Rams’ Conversion of Brodine Provides Intrigue


Aug 29, 2013; St. Louis, MO, USA; Baltimore Ravens running back Bobby Rainey (34) breaks away from St. Louis Rams defensive end Mason Brodine (96) and Rams safety Matt Daniels (37) on the way to a 8 yard touchdown during the first half at the Edward Jones Dome. Mandatory Credit: Scott Rovak-USA TODAY Sports

As Arch Authority reported first on Tuesday, the St. Louis Rams will convert defensive lineman Mason Brodine to tight end for the 2014 season. This move kills two birds with one stone; first of all, it does a little bit to clear up the collection of impressive talent on the defensive line, and it gives the Rams another exciting candidate in the battle for the fourth tight end spot, which previously existed between Justice Cunningham and Alex Bayer.
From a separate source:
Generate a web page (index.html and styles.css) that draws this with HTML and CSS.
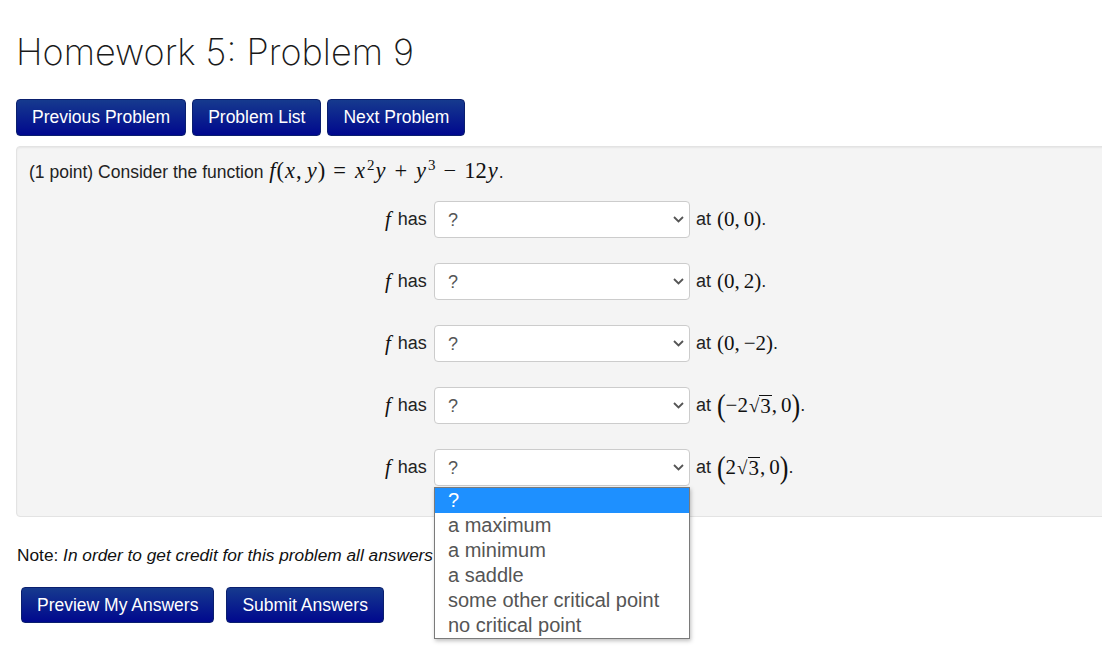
FILE: index.html
```html
<!DOCTYPE html>
<html>
<head>
<meta charset="utf-8">
<link rel="stylesheet" href="styles.css">
</head>
<body>
<div class="page">
  <h1 class="title">Homework 5: Problem 9</h1>
  <div class="nav">
    <a class="btn nav-btn">Previous Problem</a>
    <a class="btn nav-btn">Problem List</a>
    <a class="btn nav-btn">Next Problem</a>
  </div>
  <div class="well">
    <p class="intro">(1 point) Consider the function <span class="math fn"><i>f</i>(<i>x</i>,<span class="sp"></span><i>y</i>)<span class="rel">=</span><i>x</i><sup>2</sup><i>y</i><span class="bin">+</span><i>y</i><sup>3</sup><span class="bin">−</span>12<i>y</i></span>.</p>
    <div class="rows">
      <div class="row">
        <span class="math"><i>f</i></span><span class="has">has</span>
        <div class="select"><span>?</span><svg class="chev" width="11" height="7" viewBox="0 0 11 7"><path d="M1 1l4.5 4.5L10 1" fill="none" stroke="#555" stroke-width="1.8"/></svg></div>
        <span class="at">at</span><span class="math pt">(0,<span class="sp"></span>0)</span>.
      </div>
      <div class="row">
        <span class="math"><i>f</i></span><span class="has">has</span>
        <div class="select"><span>?</span><svg class="chev" width="11" height="7" viewBox="0 0 11 7"><path d="M1 1l4.5 4.5L10 1" fill="none" stroke="#555" stroke-width="1.8"/></svg></div>
        <span class="at">at</span><span class="math pt">(0,<span class="sp"></span>2)</span>.
      </div>
      <div class="row">
        <span class="math"><i>f</i></span><span class="has">has</span>
        <div class="select"><span>?</span><svg class="chev" width="11" height="7" viewBox="0 0 11 7"><path d="M1 1l4.5 4.5L10 1" fill="none" stroke="#555" stroke-width="1.8"/></svg></div>
        <span class="at">at</span><span class="math pt">(0,<span class="sp"></span>−2)</span>.
      </div>
      <div class="row">
        <span class="math"><i>f</i></span><span class="has">has</span>
        <div class="select"><span>?</span><svg class="chev" width="11" height="7" viewBox="0 0 11 7"><path d="M1 1l4.5 4.5L10 1" fill="none" stroke="#555" stroke-width="1.8"/></svg></div>
        <span class="at">at</span><span class="math pt big"><span class="paren">(</span>−2<span class="rad">√</span><span class="radicand">3</span>,<span class="sp"></span>0<span class="paren">)</span></span>.
      </div>
      <div class="row">
        <span class="math"><i>f</i></span><span class="has">has</span>
        <div class="select"><span>?</span><svg class="chev" width="11" height="7" viewBox="0 0 11 7"><path d="M1 1l4.5 4.5L10 1" fill="none" stroke="#555" stroke-width="1.8"/></svg></div>
        <span class="at">at</span><span class="math pt big"><span class="paren">(</span>2<span class="rad">√</span><span class="radicand">3</span>,<span class="sp"></span>0<span class="paren">)</span></span>.
        <ul class="options">
          <li class="sel">?</li>
          <li>a maximum</li>
          <li>a minimum</li>
          <li>a saddle</li>
          <li>some other critical point</li>
          <li>no critical point</li>
        </ul>
      </div>
    </div>
  </div>
  <p class="note">Note: <i>In order to get credit for this problem all answers must be correct.</i></p>
  <div class="submit">
    <a class="btn sub-btn">Preview My Answers</a>
    <a class="btn sub-btn">Submit Answers</a>
  </div>
</div>
</body>
</html>
```
FILE: styles.css
```css
html, body {
  margin: 0;
  padding: 0;
  overflow: hidden;
  background: #fff;
}
body {
  font-family: "Liberation Sans", Arial, sans-serif;
  color: #222;
  width: 1102px;
  height: 646px;
}
.page {
  padding: 0 0 0 16px;
  width: 1140px;
}
.title {
  font-family: "Inter", "Liberation Sans", sans-serif;
  font-weight: 200;
  font-size: 36px;
  line-height: 40px;
  color: #1a1a1a;
  margin: 0;
  padding-top: 32px;
  letter-spacing: 0;
}
.nav {
  display: flex;
  gap: 6px;
  margin-top: 27px;
}
.btn {
  display: inline-flex;
  align-items: center;
  justify-content: center;
  color: #fff;
  background: linear-gradient(to bottom, #163a8e 0%, #00088e 100%);
  border: 1px solid #0a1f6e;
  border-radius: 4px;
  box-sizing: border-box;
  font-size: 17.5px;
  text-decoration: none;
}
.nav-btn {
  height: 37px;
  padding: 0 15px;
}
.well {
  margin-top: 10px;
  width: 1110px;
  box-sizing: border-box;
  background: #f4f4f4;
  border: 1px solid #e3e3e3;
  border-radius: 4px;
  box-shadow: inset 0 1px 2px rgba(0,0,0,0.06);
  padding: 11px 12px 17px;
  height: 371px;
}
.intro {
  margin: 0;
  font-size: 17.5px;
  line-height: 26px;
  color: #222;
}
.math {
  font-family: "Liberation Serif", "Times New Roman", serif;
  font-size: 21px;
  color: #111;
}
.math.fn {
  font-size: 22.5px;
}
.math i {
  margin-right: 1px;
}
.fn i {
  margin: 0 1px;
}
.math sup {
  font-size: 15px;
  vertical-align: 8px;
  line-height: 0;
  margin-left: 1px;
}
.sp {
  display: inline-block;
  width: 4px;
}
.rel {
  margin: 0 8px;
}
.bin {
  margin: 0 8px;
}
.rows {
  margin-top: 16px;
  margin-left: 356px;
  display: flex;
  flex-direction: column;
  gap: 25px;
}
.row {
  display: flex;
  align-items: center;
  height: 37px;
  font-size: 18px;
  color: #222;
  position: relative;
}
.has {
  margin-left: 6px;
}
.select {
  width: 256px;
  height: 37px;
  box-sizing: border-box;
  border: 1px solid #ccc;
  border-radius: 4px;
  background: #fff;
  display: flex;
  align-items: center;
  justify-content: space-between;
  padding: 0 5px 0 13px;
  margin: 0 6px 0 7px;
  color: #555;
  font-size: 18px;
}
.select span {
  padding-top: 2px;
}
.at {
  margin-right: 6px;
}
.row .math.pt {
  display: inline-flex;
  align-items: center;
  font-size: 21px;
}
.paren {
  font-size: 26px;
  line-height: 1;
  transform: scaleY(1.2);
  display: inline-block;
}
.rad {
  font-size: 19px;
  margin-left: 1px;
}
.radicand {
  border-top: 1.3px solid #111;
  line-height: 20px;
  padding: 0 1px;
}
.options {
  position: absolute;
  left: 49px;
  top: 38px;
  width: 256px;
  box-sizing: border-box;
  margin: 0;
  padding: 0;
  list-style: none;
  background: #fff;
  border: 1px solid #7a7a7a;
  box-shadow: 1px 2px 4px rgba(0,0,0,0.25);
  z-index: 5;
}
.options li {
  height: 25px;
  line-height: 25px;
  padding-left: 13px;
  font-size: 20px;
  color: #555;
}
.options li.sel {
  background: #1e90ff;
  color: #fff;
}
.note {
  margin: 28px 0 0 1px;
  font-size: 17.3px;
  line-height: 20px;
  color: #111;
}
.submit {
  display: flex;
  gap: 12px;
  margin: 22px 0 0 5px;
}
.sub-btn {
  height: 36px;
  padding: 0 15px;
}
```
The 6-foot-7, 284-pound Brodine had a great training camp and preseason in 2013, and it was somewhat surprising that he didn’t crack the final roster. He worked hard to gain weight and strength as he transitioned from defensive end to tackle, and he made some quality plays during the preseason, including a fumble recovery versus the Baltimore Ravens and a leaping block of a kick against the Green Bay Packers. Ultimately, he was victimized by the Rams’ worries that undrafted rookie defensive end Gerald Rivers, another preseason star, would be claimed on waivers if they tried to move him to the practice squad, so Brodine took the fall and spent the season on the practice squad instead.
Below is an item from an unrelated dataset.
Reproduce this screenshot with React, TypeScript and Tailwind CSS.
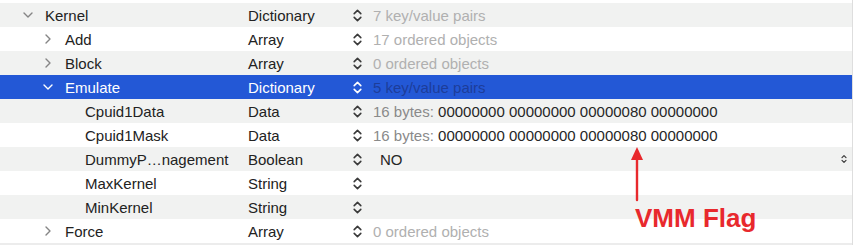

The Rams apparently are intrigued by Cunningham, who the Indianapolis Colts selected as Mr. Irrelevant in the 2013 NFL Draft, and Bayer provides some value as a blocker and H-back, but Brodine might be the greatest asset of the three as a bottom of the roster player. His size and physicality should make him a quality blocker, which will be a great skill to have for a Rams squad that showed a further commitment to a run-first offensive attack by drafting lineman Greg Robinson and running back Tre Mason this past weekend. In addition, his exceptional athleticism, which he displayed with the blocked kick last year, should make him a valuable special teams player. Brodine will be striving to fill the role of Mike McNeill, who played in 14 games last year as a blocker and core special teamer. If he can be equal to or better than McNeill at either of those jobs, he should do just fine. With his superior size and strength, though, the expectation will be that Brodine will be an upgrade.